Democratic Reform Minister Steven Fletcher is in the advanced stages of preparing legislation that would reshape the House of Commons, adding dozens of seats to the three fast-growing provinces that are now seriously underrepresented.

Legislation could be ready this autumn, said a government official speaking on background, or in the new year.

The new seats would most likely be concentrated in the burgeoning suburban and exurban ridings that ring Toronto, Vancouver, Calgary and Edmonton. Voters in these ridings – typically younger and multiethnic –would finally wield a political clout that has been denied them in previous elections in favour of voters in mostly white rural ridings.

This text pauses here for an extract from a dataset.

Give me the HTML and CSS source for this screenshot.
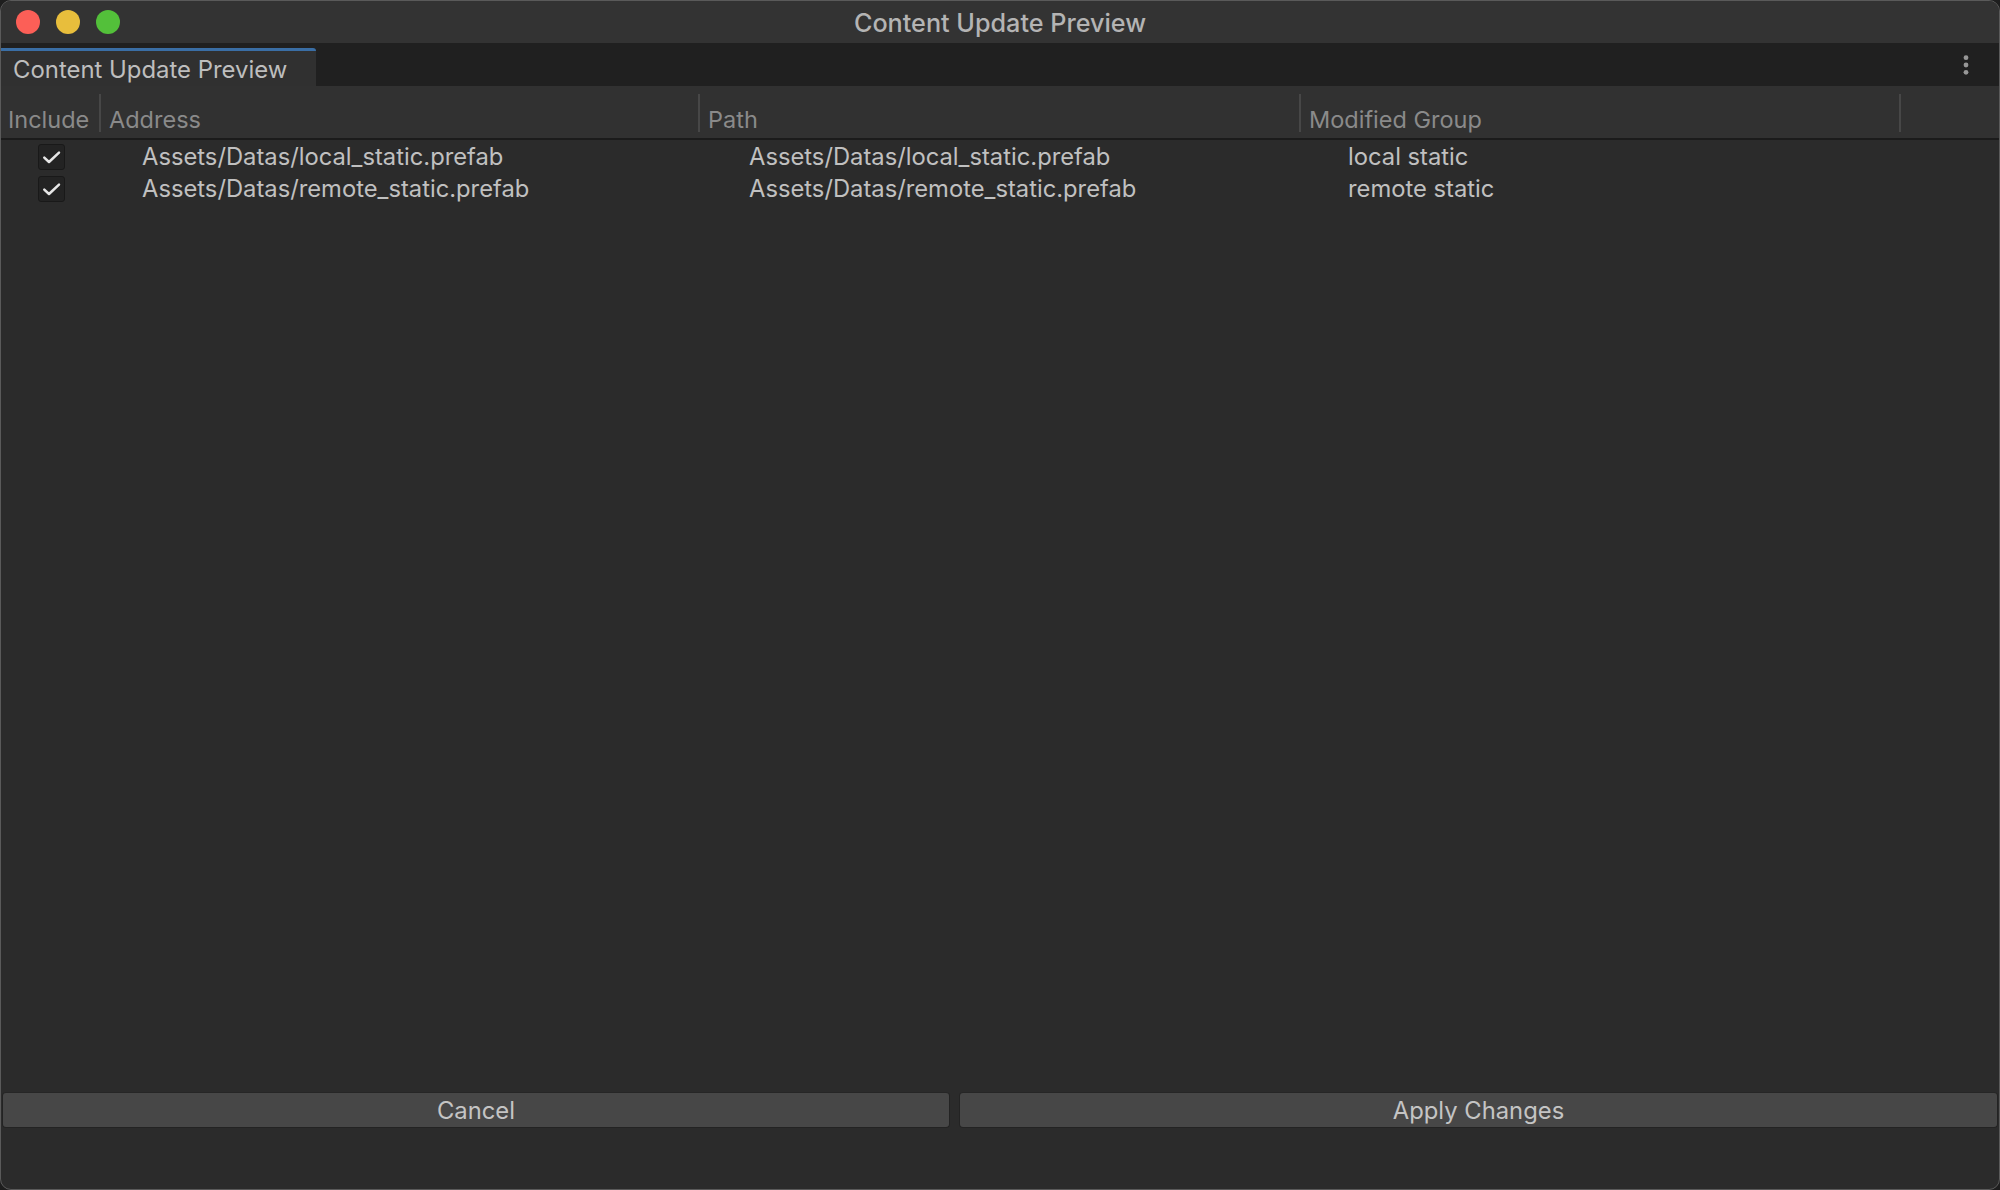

“We never had a debate and said that new Canadians, visible minorities, people who live in the GTA [greater Toronto], Calgary, Edmonton and the Lower Mainland [of British Columbia], young people, gays and lesbians – that they should all have less representation,” observes Matthew Mendelsohn, director of the Mowat Centre for Policy Innovation, a new Toronto-based think tank that examines the impact of public policy on the province of Ontario. “If we had framed it that way, no Canadian would support it.

[. . .]

Adding so many seats to the Ontario, British Columbia and Alberta totals could transform the political map, potentially putting an end to this decade's chronic run of unstable minority governments.

The Conservatives could be expected to dominate any new Alberta seats, would be favoured in added British Columbia ridings, and would be competitive in many of the new ridings in Ontario, which may be why they are keen on redistribution. Being just 12 seats shy of a majority, they would have the best shot at winning a majority in an enlarged Commons.

Still, the Liberal Party is the party of cities. Apart from their Atlantic redoubt, the party's remaining strength is mostly concentrated in Toronto, Montreal and Vancouver. The new ridings should offer fertile ground for Liberal victories.

But downtowns and older suburbs, where Liberals tend to dominate, are not the locus of population growth. Cities are growing at their edges, as new suburbs replace farmlands. It is no coincidence that Prime Minister Stephen Harper forsook the United Nations earlier this week for an event at Tim Hortons, or that Liberal Leader Michael Ignatieff spent Thursday in Burlington, in the Golden Horseshoe, decrying what he claimed were the inadequacies of the government's stimulus efforts.